Modi enjoys a tremendous cult status within the Indian society and there is no individual to rival his larger-than-life persona from the opposition. The Indian Premier’s PR team has been extremely successful in terms of creating a feel good narrative among the voters. Under Modi’s watch, India’s economic expansion has continued and many are feeling better off than they were before. India has already surpassed the UK to become the world’s fifth largest economy and is expected to overtake Japan and Germany to become the third-largest in five years.

There has been a massive development in infrastructure across India over the last decade. The current BJP government has launched and added 23 high-speed trains to the railway network. Although only 74 airports were built until 2014 since India gained Independence, 75 airports and helipads were added over the last 10 years. The former Gujarat Chief Minister has been on record stating that infrastructure development is the driving force of the economy and it would help India become a developed country by 2047.
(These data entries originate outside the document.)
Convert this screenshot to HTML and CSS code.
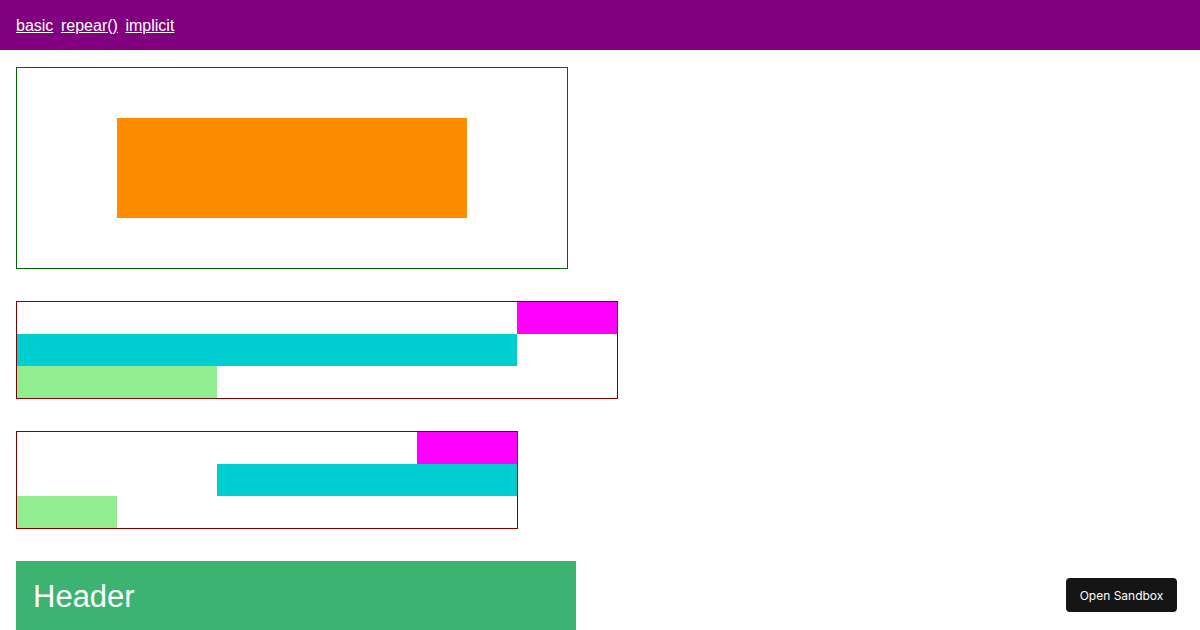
FILE: index.html
```html
<!DOCTYPE html>
<html>
<head>
<meta charset="utf-8">
<link rel="stylesheet" href="styles.css">
</head>
<body>
<nav class="nav">
  <a href="#">basic</a>
  <a href="#">repear()</a>
  <a href="#">implicit</a>
</nav>
<main class="main">
  <div class="grid-basic">
    <div class="orange"></div>
  </div>
  <div class="grid-repeat">
    <div class="magenta m1"></div>
    <div class="cyan c1"></div>
    <div class="lgreen g1"></div>
  </div>
  <div class="grid-implicit">
    <div class="magenta m2"></div>
    <div class="cyan c2"></div>
    <div class="lgreen g2"></div>
  </div>
  <div class="header-block">
    <h1>Header</h1>
  </div>
</main>
<button class="sandbox">Open Sandbox</button>
</body>
</html>
```

FILE: styles.css
```css
html, body {
  margin: 0;
  padding: 0;
  font-family: "Liberation Sans", Arial, sans-serif;
  background: #fff;
  overflow: hidden;
}
.nav {
  background: #800080;
  height: 50px;
  display: flex;
  align-items: center;
  gap: 7.6px;
  padding: 0 16px;
  box-sizing: border-box;
}
.nav a {
  color: #fff;
  font-size: 16px;
  text-decoration: underline;
  position: relative;
  top: 1px;
}
.main {
  padding: 17px 16px 0;
  display: flex;
  flex-direction: column;
  align-items: flex-start;
  gap: 32px;
}
.grid-basic {
  border: 1px solid #006400;
  display: grid;
  grid-template-columns: 100px 350px 100px;
  grid-template-rows: 50px 100px 50px;
}
.orange {
  background: #ff8c00;
  grid-column: 2;
  grid-row: 2;
}
.grid-repeat {
  border: 1px solid #800000;
  display: grid;
  grid-template-columns: repeat(6, 100px);
  grid-template-rows: repeat(3, 32px);
}
.grid-implicit {
  border: 1px solid #800000;
  display: grid;
  grid-template-columns: repeat(5, 100px);
  grid-auto-rows: 32px;
}
.magenta { background: #ff00ff; }
.cyan { background: #00ced1; }
.lgreen { background: #90ee90; }
.m1 { grid-column: 6; grid-row: 1; }
.c1 { grid-column: 1 / 6; grid-row: 2; }
.g1 { grid-column: 1 / 3; grid-row: 3; }
.m2 { grid-column: 5; grid-row: 1; }
.c2 { grid-column: 3 / 6; grid-row: 2; }
.g2 { grid-column: 1; grid-row: 3; }
.header-block {
  background: #3cb371;
  width: 560px;
  padding: 16px;
  box-sizing: border-box;
  height: 100px;
}
.header-block h1 {
  margin: 0;
  padding-left: 1px;
  font-size: 31px;
  font-weight: normal;
  color: #fff;
  line-height: 39px;
}
.sandbox {
  position: fixed;
  right: 23px;
  bottom: 18px;
  width: 111px;
  height: 34px;
  background: #151515;
  color: #fff;
  border: none;
  border-radius: 4px;
  font-family: Inter, "Liberation Sans", sans-serif;
  font-size: 12px;
  padding: 0;
}
```
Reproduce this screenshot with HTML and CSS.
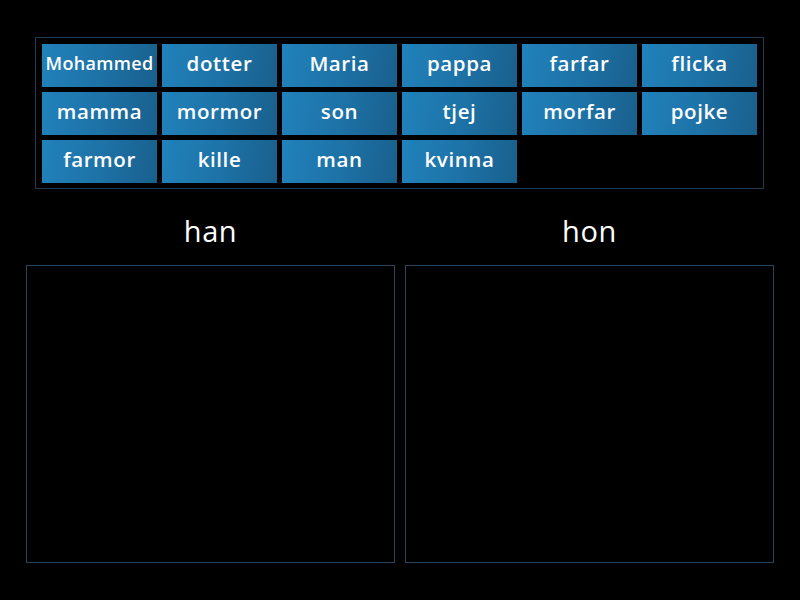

Since coming into power, Modi has developed a comprehensive welfare scheme, which has increased his popularity in leaps and bounds. These welfare offerings include providing cooking gas, free grain, houses, toilets, piped water, electricity, as well as a job-guarantee program. Many of these benefits are delivered through cash transfers to bank accounts linked to biometric identity cards – known as Aadhaar – held by billions of Indians. Analysts claim direct cash transfers have cut corruption and slashed costs.

Nevertheless, not everything in India under Modi has been rosy. Critics claim that since the BJP gaining power in 2014, the nation’s Muslim community – which numbers about 200 million – have faced increasing violence, discrimination as well as prejudice. Even before he became the Premier, Modi was considered a Hindu nationalist and the BJP has always been perceived as hostile to Muslims in India. The controversial Citizenship Amendment Act – which was passed in 2019 – provided a fast track to naturalisation for Hindus, Parsis, Sikhs, Buddhists, Jains and Christians who fled to India from Afghanistan, Bangladesh and Pakistan before 31 December 2014, while excluding Muslims who represent the majority in all the three aforementioned countries. The move attracted widespread protests across India, with protestors claiming that the law threatened the secular foundation of the State.

Meanwhile, the opposition to the BJP – a coalition of numerous political parties called the Indian National Developmental Inclusive Alliance (INDIA) – which is led by the Indian National Congress – is fractured from infighting, clashes, and competing interests. The mainstream media appears to be highly favourable to the BJP as most of the media moguls are close associates of the ruling party.

President Ranil Wickremesinghe is a close personal friend of Modi and he has a close rapport with the top-level leaders of the BJP. The Modi administration provided an aid package to the tune of $ 4 billion at the height of the economic crisis and the relationship between New Delhi and Colombo is robust at the moment. The BJP has a very limited base in India’s southern states like Tamil Nadu – the regional political parties of which have been historically inimical to the interest of the Governments of Sri Lanka. By and large, a victory for the BJP-dominated NDA alliance could be favourable to Colombo.